Ellen Wadey: I should say we're moving everybody to three-year grants. Donnelley remains in relationships with organizations that we support. We know them over time, so that's part of it. It's a partnership. Oftentimes small theater companies may not have a paid staff person. So, this is a second full time job for a lot of these folks. And then on our end, it also helps us because we know groups well. We're out seeing the work all the time. But the other thing really has to do with stability. If you can plug a number into your budget for three years that you know that money's going to come because arts organizations pretty much have to raise every dollar every year. It just helps. We want the organizations to be stable. So that's one of the ways that we can encourage that stability.
What are some of the qualifications that are needed to apply for the grant?
Luther Goins: Well, we are unusual in that we fund all the way down to the smallest of organizations. I think the smallest we have right now has a budget of about $9,000 and then we fund up to organizations with budgets of a million dollars.
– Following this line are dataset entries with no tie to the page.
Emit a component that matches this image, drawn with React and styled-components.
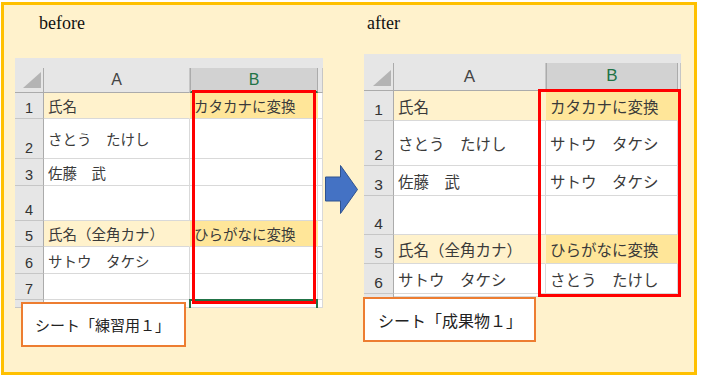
import React from 'react';
import styled, { createGlobalStyle } from 'styled-components';

const GlobalStyle = createGlobalStyle`
  body {
    margin: 0;
    background: #ffffff;
  }
`;

const CJK = `"Noto Sans CJK JP", "Noto Sans", sans-serif`;

const Frame = styled.div`
  box-sizing: border-box;
  width: 696px;
  height: 373px;
  margin: 2px 0 0 1px;
  padding-left: 11px;
  border: 3px solid #ffc000;
  background: #fff2cc;
  display: flex;
  align-items: flex-start;
`;

const Panel = styled.div`
  display: flex;
  flex-direction: column;
  margin-left: ${(p) => p.$offset}px;
`;

const Title = styled.div`
  margin: 8px 0 0 ${(p) => p.$indent}px;
  height: 21px;
  line-height: 21px;
  font-family: "Liberation Serif", serif;
  font-size: 18px;
  color: #111111;
`;

const Sheet = styled.div`
  position: relative;
  overflow: hidden;
  margin-top: ${(p) => p.$top}px;
  padding-top: ${(p) => p.$strip}px;
  background: #e6e6e6;
`;

const Grid = styled.div`
  display: grid;
  grid-template-columns: ${(p) => p.$cols};
  grid-template-rows: ${(p) => p.$rows};
  background: #ffffff;
`;

const Corner = styled.div`
  box-sizing: border-box;
  display: flex;
  align-items: flex-end;
  justify-content: flex-end;
  padding: 0 2px 4px 0;
  background: #e6e6e6;
  border-right: 1px solid #ababab;
  border-bottom: 1px solid #ababab;
`;

const ColHead = styled.div`
  box-sizing: border-box;
  display: flex;
  align-items: center;
  justify-content: center;
  font-family: "Liberation Sans", sans-serif;
  font-size: ${(p) => p.$size + 1.5}px;
  color: ${(p) => (p.$active ? '#217346' : '#444444')};
  background: ${(p) => (p.$active ? '#d2d2d2' : '#e6e6e6')};
  border-right: 1px solid ${(p) => (p.$active ? '#ababab' : '#c6c6c6')};
  border-left: ${(p) => (p.$active ? '1px solid #ababab' : '0')};
  border-bottom: ${(p) => (p.$active ? '2px solid #217346' : '1px solid #ababab')};
`;

const RowHead = styled.div`
  box-sizing: border-box;
  display: flex;
  align-items: flex-end;
  justify-content: center;
  padding-bottom: 3px;
  font-family: "Liberation Sans", sans-serif;
  font-size: ${(p) => p.$size}px;
  line-height: 1;
  color: #333333;
  background: #e6e6e6;
  border-right: 1px solid #ababab;
  border-bottom: 1px solid #c6c6c6;
`;

const Cell = styled.div`
  box-sizing: border-box;
  display: flex;
  align-items: center;
  padding-left: 4px;
  white-space: nowrap;
  overflow: hidden;
  font-family: ${CJK};
  font-size: ${(p) => p.$size}px;
  color: #3a3a3a;
  background: ${(p) => p.$fill || '#ffffff'};
  border-right: 1px solid ${(p) => (p.$fill ? p.$fill : '#d9d9d9')};
  border-bottom: 1px solid #d9d9d9;
`;

const RedBox = styled.div`
  position: absolute;
  box-sizing: border-box;
  border: 3px solid #ff0000;
`;

const Selection = styled.div`
  position: absolute;
  box-sizing: border-box;
  border: 2px solid #217346;
`;

const Label = styled.div`
  position: relative;
  box-sizing: border-box;
  display: flex;
  align-items: center;
  width: ${(p) => p.$w}px;
  height: 45px;
  margin: ${(p) => p.$mt}px 0 0 ${(p) => p.$ml}px;
  padding-left: ${(p) => p.$pad}px;
  background: #ffffff;
  border: 2px solid #ed7d31;
  font-family: "Liberation Serif", ${CJK};
  font-size: ${(p) => p.$size}px;
  color: #222222;
  white-space: nowrap;
`;

const ArrowWrap = styled.div`
  margin: 160px 0 0 2px;
  width: 33px;
  height: 49px;
`;

const FILL_A = '#fff2cc';
const FILL_B = '#ffe699';

const beforeSheet = {
  cols: [29, 146, 128, 5],
  header: 25,
  strip: 10,
  size: 14.5,
  rows: [
    { h: 26, a: '氏名', b: 'カタカナに変換', fill: true },
    { h: 40, a: 'さとう　たけし' },
    { h: 27, a: '佐藤　武' },
    { h: 35 },
    { h: 26, a: '氏名（全角カナ）', b: 'ひらがなに変換', fill: true },
    { h: 27, a: 'サトウ　タケシ' },
    { h: 26 },
    { h: 8, n: '' },
  ],
};

const afterSheet = {
  cols: [30, 152, 132, 3],
  header: 28,
  strip: 9,
  size: 15.5,
  rows: [
    { h: 30, a: '氏名', b: 'カタカナに変換', fill: true },
    { h: 45, a: 'さとう　たけし', b: 'サトウ　タケシ' },
    { h: 30, a: '佐藤　武', b: 'サトウ　タケシ' },
    { h: 39 },
    { h: 29, a: '氏名（全角カナ）', b: 'ひらがなに変換', fill: true },
    { h: 30, a: 'サトウ　タケシ', b: 'さとう　たけし' },
    { h: 3, n: '' },
  ],
};

const CornerMark = () => (
  <svg width="18" height="16" viewBox="0 0 18 16">
    <polygon points="18,0 18,16 0,16" fill="#b4b4b4" />
  </svg>
);

const BlockArrow = () => (
  <svg width="33" height="49" viewBox="0 0 33 49">
    <polygon
      points="0.5,12 15.5,12 15.5,0.5 32.5,24.5 15.5,48.5 15.5,36 0.5,36"
      fill="#4472c4"
      stroke="#2f528f"
      strokeWidth="1"
    />
  </svg>
);

const SpreadSheet = ({ data, top, redBox, selection }) => {
  const colTemplate = data.cols.map((c) => `${c}px`).join(' ');
  const rowTemplate = [data.header, ...data.rows.map((r) => r.h)].map((h) => `${h}px`).join(' ');
  return (
    <Sheet $top={top} $strip={data.strip}>
      <Grid $cols={colTemplate} $rows={rowTemplate}>
        <Corner>
          <CornerMark />
        </Corner>
        <ColHead $size={data.size}>A</ColHead>
        <ColHead $size={data.size} $active>B</ColHead>
        <ColHead $size={data.size} />
        {data.rows.map((r, i) => (
          <React.Fragment key={i}>
            <RowHead $size={data.size}>{r.n === undefined ? i + 1 : r.n}</RowHead>
            <Cell $size={data.size} $fill={r.fill ? FILL_A : null}>{r.a}</Cell>
            <Cell $size={data.size} $fill={r.fill ? FILL_B : null}>{r.b}</Cell>
            <Cell $size={data.size} />
          </React.Fragment>
        ))}
      </Grid>
      {selection && <Selection style={selection} />}
      <RedBox style={redBox} />
    </Sheet>
  );
};

export default function App() {
  return (
    <>
      <GlobalStyle />
      <Frame>
        <Panel $offset={0}>
          <Title $indent={24}>before</Title>
          <SpreadSheet
            data={beforeSheet}
            top={24}
            redBox={{ left: 177, top: 32, width: 124, height: 214 }}
            selection={{ left: 174, top: 241, width: 129, height: 14 }}
          />
          <Label $w={165} $mt={-6} $ml={6} $pad={12} $size={15}>
            シート「練習用１」
          </Label>
        </Panel>
        <ArrowWrap>
          <BlockArrow />
        </ArrowWrap>
        <Panel $offset={6}>
          <Title $indent={3}>after</Title>
          <SpreadSheet
            data={afterSheet}
            top={20}
            redBox={{ left: 174, top: 35, width: 143, height: 208 }}
          />
          <Label $w={173} $mt={0} $ml={-1} $pad={13} $size={16}>
            シート「成果物１」
          </Label>
        </Panel>
      </Frame>
    </>
  );
}
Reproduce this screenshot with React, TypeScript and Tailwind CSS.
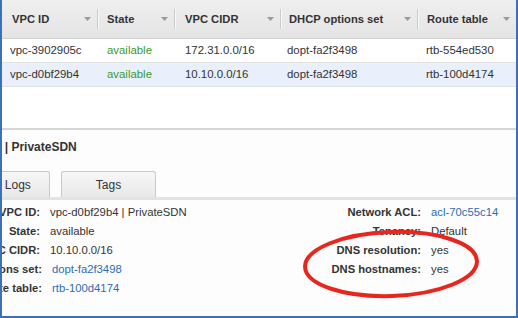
import React from "react"

const columns = [
  { title: "VPC ID", width: "w-[95px]", pad: "pl-[10px]", sep: false },
  { title: "State", width: "w-[77px]", pad: "pl-[9px]", sep: true },
  { title: "VPC CIDR", width: "w-[106px]", pad: "pl-[10px]", sep: true },
  { title: "DHCP options set", width: "w-[137px]", pad: "pl-[8px]", sep: true },
  { title: "Route table", width: "flex-1", pad: "pl-[9px]", sep: true },
]

const rows = [
  { id: "vpc-3902905c", state: "available", cidr: "172.31.0.0/16", dhcp: "dopt-fa2f3498", route: "rtb-554ed530", selected: false },
  { id: "vpc-d0bf29b4", state: "available", cidr: "10.10.0.0/16", dhcp: "dopt-fa2f3498", route: "rtb-100d4174", selected: true },
]

function Caret() {
  return (
    <svg width="7" height="4" viewBox="0 0 7 4" className="mr-[6px] shrink-0">
      <path d="M0 0 L7 0 L3.5 4 Z" fill="#9a9a9a" />
    </svg>
  )
}

function Detail({ label, value, link, labelWidth }: { label: string; value: string; link?: boolean; labelWidth: string }) {
  return (
    <div className="flex h-[19px] items-center">
      <span className={`${labelWidth} shrink-0 text-right font-bold whitespace-nowrap text-[11.2px]`}>{label}</span>
      <span className={`ml-[10px] whitespace-nowrap text-[11.3px] ${link ? "text-[#2b6cb8]" : "text-[#333]"}`}>
        {value}
      </span>
    </div>
  )
}

export default function App() {
  return (
    <div className="relative w-[518px] h-[318px] overflow-hidden bg-white border-x-2 border-b-2 border-[#3d71b3] font-['Liberation_Sans',Arial,sans-serif] text-[#333]">
      {/* table header */}
      <div className="flex h-[39px] bg-gradient-to-b from-[#efefef] to-[#e4e4e4] border-b border-[#d0d0d0]">
        {columns.map((col) => (
          <div key={col.title} className={`${col.width} flex items-center`}>
            {col.sep && <div className="h-[20px] w-px bg-[#cbcbcb] shadow-[1px_0_0_#f8f8f8]" />}
            <span className={`${col.pad} font-bold text-[11.2px] whitespace-nowrap`}>{col.title}</span>
            <div className="flex-1" />
            <Caret />
          </div>
        ))}
      </div>

      {/* table rows */}
      {rows.map((r) => (
        <div
          key={r.id}
          className={`flex h-[24px] items-center border-b border-[#e2e2e2] text-[11.4px] ${r.selected ? "bg-[#e9f0fb]" : "bg-white"}`}
        >
          <div className="w-[95px] pl-[8px]">{r.id}</div>
          <div className="w-[77px] pl-[10px] text-[#3a9a2e]">{r.state}</div>
          <div className="w-[106px] pl-[11px]">{r.cidr}</div>
          <div className="w-[137px] pl-[7px]">{r.dhcp}</div>
          <div className="flex-1 pl-[9px]">{r.route}</div>
        </div>
      ))}

      <div className="h-[41px]" />

      {/* details panel */}
      <div className="border-t-2 border-[#d6d6d6] bg-[#fdfdfd] h-full">
        <div className="pt-[10px] h-[24px] whitespace-nowrap font-bold text-[12px] leading-[14px]">
          <span className="-ml-[78px]">vpc-d0bf29b4 | PrivateSDN</span>
        </div>
        <div className="flex mt-[17px] h-[26px] items-end text-[12px]">
          <div className="-ml-[45px] w-[93px] h-[26px] shrink-0 flex items-center justify-center whitespace-nowrap rounded-t-[3px] border border-b-0 border-[#c9c9c9] bg-gradient-to-b from-[#f7f7f7] to-[#e8e8e8]">
            Flow Logs
          </div>
          <div className="ml-[11px] w-[95px] h-[26px] shrink-0 flex items-center justify-center rounded-t-[3px] border border-b-0 border-[#c9c9c9] bg-gradient-to-b from-[#f7f7f7] to-[#e8e8e8]">
            Tags
          </div>
        </div>
        <div className="border-t-[3px] border-[#e3e3e3] pt-[3px] flex">
          <div className="w-[391px] shrink-0 -ml-[92px]">
            <Detail labelWidth="w-[130px]" label="VPC ID:" value="vpc-d0bf29b4 | PrivateSDN" />
            <Detail labelWidth="w-[130px]" label="State:" value="available" />
            <Detail labelWidth="w-[130px]" label="VPC CIDR:" value="10.10.0.0/16" />
            <Detail labelWidth="w-[132px]" label="DHCP options set:" value="dopt-fa2f3498" link />
            <Detail labelWidth="w-[132px]" label="Route table:" value="rtb-100d4174" link />
          </div>
          <div className="flex-1">
            <Detail labelWidth="w-[120px]" label="Network ACL:" value="acl-70c55c14" link />
            <Detail labelWidth="w-[120px]" label="Tenancy:" value="Default" />
            <Detail labelWidth="w-[120px]" label="DNS resolution:" value="yes" />
            <Detail labelWidth="w-[120px]" label="DNS hostnames:" value="yes" />
          </div>
        </div>
      </div>

      {/* red annotation ellipse */}
      <svg className="absolute -left-[2px] top-0 pointer-events-none" width="518" height="318" viewBox="0 0 518 318">
        <ellipse
          cx="391"
          cy="264"
          rx="86"
          ry="32"
          fill="none"
          stroke="#e8261e"
          strokeWidth="4"
          transform="rotate(-2 391 264)"
        />
      </svg>
    </div>
  )
}
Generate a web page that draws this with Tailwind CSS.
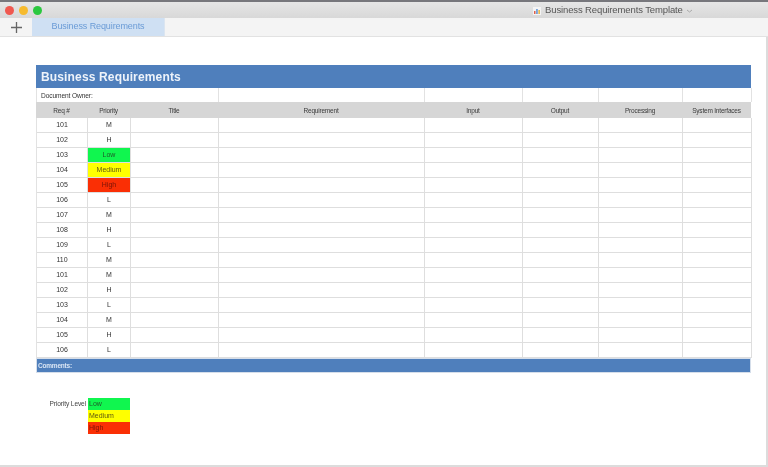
<!DOCTYPE html>
<html>
<head>
<script src="https://cdn.jsdelivr.net/npm/@tailwindcss/browser@4"></script>
</head>
<body class="overflow-hidden bg-white">
<div class="w-[768px] h-[467px] overflow-hidden bg-white font-['Liberation_Sans',sans-serif] text-[#333] blur-[0.4px]">
<!-- Title bar -->
<div class="h-[18px] border-t-2 border-[#77777c] bg-linear-to-b from-[#e6e6e6] to-[#d8d8d8] flex items-center relative">
    <div class="flex gap-[5px] pl-[5px]">
        <span class="w-[9px] h-[9px] rounded-full bg-[#f0584f]"></span>
        <span class="w-[9px] h-[9px] rounded-full bg-[#f7bb2e]"></span>
        <span class="w-[9px] h-[9px] rounded-full bg-[#2bc83f]"></span>
    </div>
    <div class="absolute left-[533px] top-0 h-4 flex items-center text-[9.5px] tracking-[-0.12px] text-[#555] pt-[1px]">
        <svg class="w-2 h-2 mr-[4px]" viewBox="0 0 8 8"><rect width="8" height="8" fill="#f4f4f4"/><rect x="1" y="4" width="1.5" height="3" fill="#e0604a"/><rect x="3.2" y="2" width="1.5" height="5" fill="#5a8fd0"/><rect x="5.4" y="3" width="1.5" height="4" fill="#e9b13c"/></svg>
        <span>Business Requirements Template</span>
        <svg class="w-[7px] h-1 ml-[3px]" viewBox="0 0 7 4"><path d="M1 1l2.5 2L6 1" fill="none" stroke="#aaa"/></svg>
    </div>
</div>
<!-- Tab bar -->
<div class="h-[19px] bg-[#f4f4f4] border-b border-[#e2e2e2] flex">
    <div class="w-8 flex items-center justify-center">
        <svg class="w-[11px] h-[11px]" viewBox="0 0 11 11"><path d="M5.5 0v11M0 5.5h11" stroke="#666" stroke-width="1.3"/></svg>
    </div>
    <div class="w-[133px] bg-[#cfe0f3] flex items-center justify-center text-[9px] tracking-[-0.1px] text-[#6a9bd6] border-r border-[#dbe5f0]">Business Requirements</div>
</div>
<!-- Sheet -->
<div class="h-[430px] border-r-2 border-b-2 border-[#dcdcdc] pt-7 pl-9">
    <div class="w-[715px]">
        <div class="h-[23px] bg-[#4f7fbc] flex items-center pl-[5px] text-[12px] font-bold tracking-[0.15px] text-[#eef3fa]">Business Requirements</div>
        <div id="sheet" class="text-[7px] text-[#333]"></div>
        <div class="h-[15px] bg-[#4f7fbc] border border-[#d5deea] flex items-center pl-[1px] text-[6.5px] tracking-[-0.2px] font-bold text-[#d9e5f4]">Comments:</div>
    </div>
    <!-- Priority legend -->
    <div class="mt-[25px] flex text-[7px]">
        <div class="w-[50px] text-right pt-[1px] text-[6.6px] tracking-[-0.12px] text-[#444]">Priority Level</div>
        <div class="ml-[2px] w-[42px]">
            <div class="h-3 bg-[#10f64f] flex items-center pl-[1px] text-[#1f5a2a]">Low</div>
            <div class="h-3 bg-[#ffff00] flex items-center pl-[1px] text-[#5f5a10]">Medium</div>
            <div class="h-3 bg-[#fa2f05] flex items-center pl-[1px] text-[#7a1408]">High</div>
        </div>
    </div>
</div>
</div>
<script>
const gridCols = 'grid grid-cols-[51px_43px_88px_206px_98px_76px_84px_69px]';
const cell = 'border-r border-b border-[#dedede] flex items-center justify-center pt-[1px]';

// Document owner row
let html = `<div class="${gridCols} h-[14px] border-l border-[#e2e2e2]">
    <div class="col-span-3 border-r border-[#e2e2e2] flex items-center pl-[4px] pt-[1px] text-[6.6px] tracking-[-0.1px]">Document Owner:</div>
    <div class="border-r border-[#e2e2e2]"></div><div class="border-r border-[#e2e2e2]"></div>
    <div class="border-r border-[#e2e2e2]"></div><div class="border-r border-[#e2e2e2]"></div>
    <div class="border-r border-[#e2e2e2]"></div>
</div>`;

// Header row
html += `<div class="${gridCols} h-4 bg-[#d6d6d6] text-[6.5px] tracking-[-0.2px] text-[#3a3a3a]">` +
    ['Req #', 'Priority', 'Title', 'Requirement', 'Input', 'Output', 'Processing', 'System Interfaces']
        .map(t => `<div class="flex items-center justify-center pt-[1px]">${t}</div>`).join('') +
    '</div>';

const rows = [
    ['101', 'M'], ['102', 'H'], ['103', 'Low'], ['104', 'Medium'], ['105', 'High'], ['106', 'L'],
    ['107', 'M'], ['108', 'H'], ['109', 'L'], ['110', 'M'], ['101', 'M'], ['102', 'H'],
    ['103', 'L'], ['104', 'M'], ['105', 'H'], ['106', 'L']
];
const colors = {
    Low: 'bg-[#10f64f] text-[#1f5a2a]',
    Medium: 'bg-[#ffff00] text-[#5f5a10]',
    High: 'bg-[#fa2f05] text-[#7a1408]'
};
rows.forEach(([req, pri]) => {
    html += `<div class="${gridCols} h-[15px] border-l border-[#e2e2e2]">
        <div class="${cell}">${req}</div>
        <div class="${cell} ${colors[pri] || ''}">${pri}</div>
        <div class="${cell}"></div><div class="${cell}"></div><div class="${cell}"></div>
        <div class="${cell}"></div><div class="${cell}"></div><div class="${cell}"></div>
    </div>`;
});
document.getElementById('sheet').innerHTML = html;
</script>
</body>
</html>
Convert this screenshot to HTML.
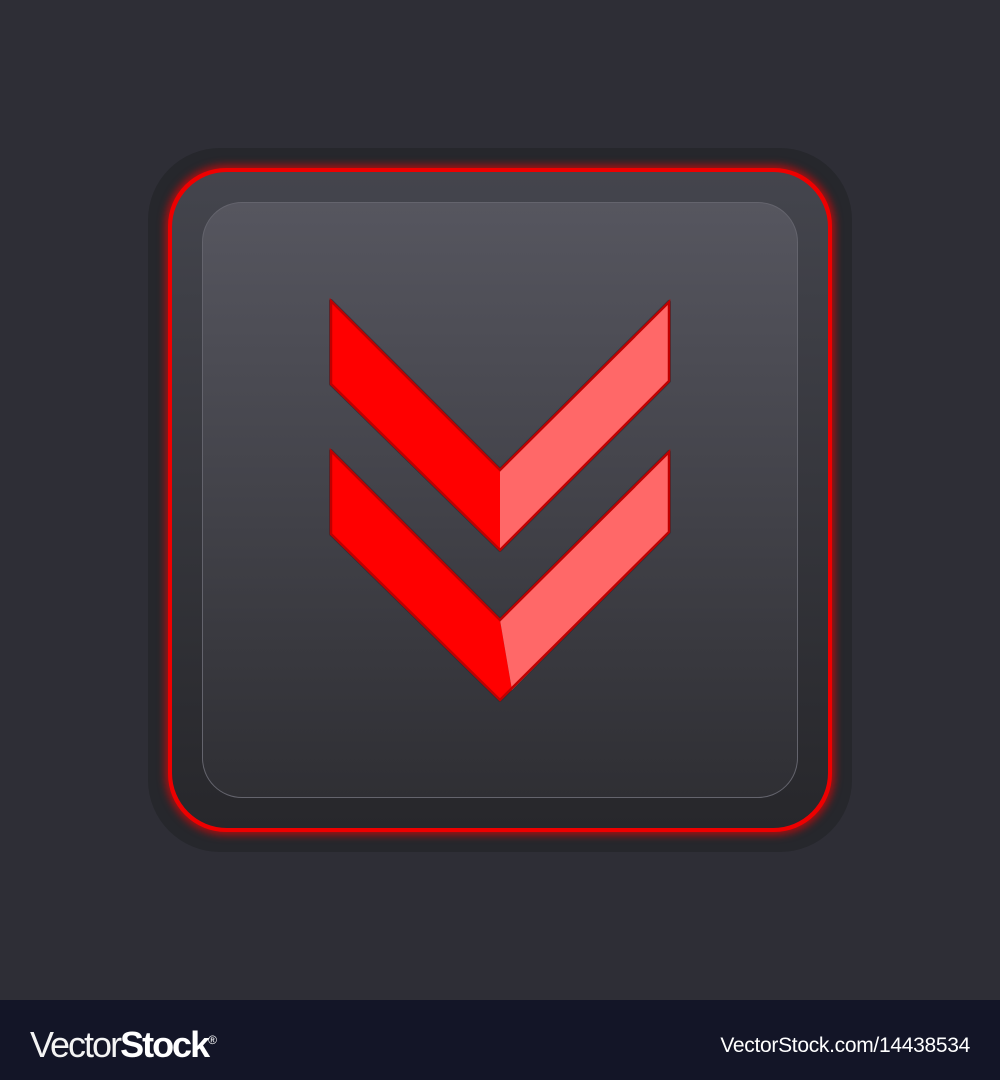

At that point we graduate them because there are other foundations in town who kind of pick up there. At this point, we're looking at organizations that have a 5O1c3, so they have nonprofit status. Though we might be looking to expand to fiscally sponsored organizations, so they don't have to have that designation. And for us, it's that we just want them to be producing work, so not presenting organizations. The example that's probably easier is from the music field. Rather than funding the festival, we fund the groups that perform in the festival. We also give general operating money, so it's not a project grant. We know orgs are really smart about what they do, so we're just going to give them the money and it's whether it's paying an actor or paying the light bill, that's fine with us.
That is so amazing because that's what's needed. Because of the foundation these organizations can breathe, and they can bring more things to the community, and I just want to make sure that people understand that black theater or small theater is not dead. Look in your communities and in your neighborhoods.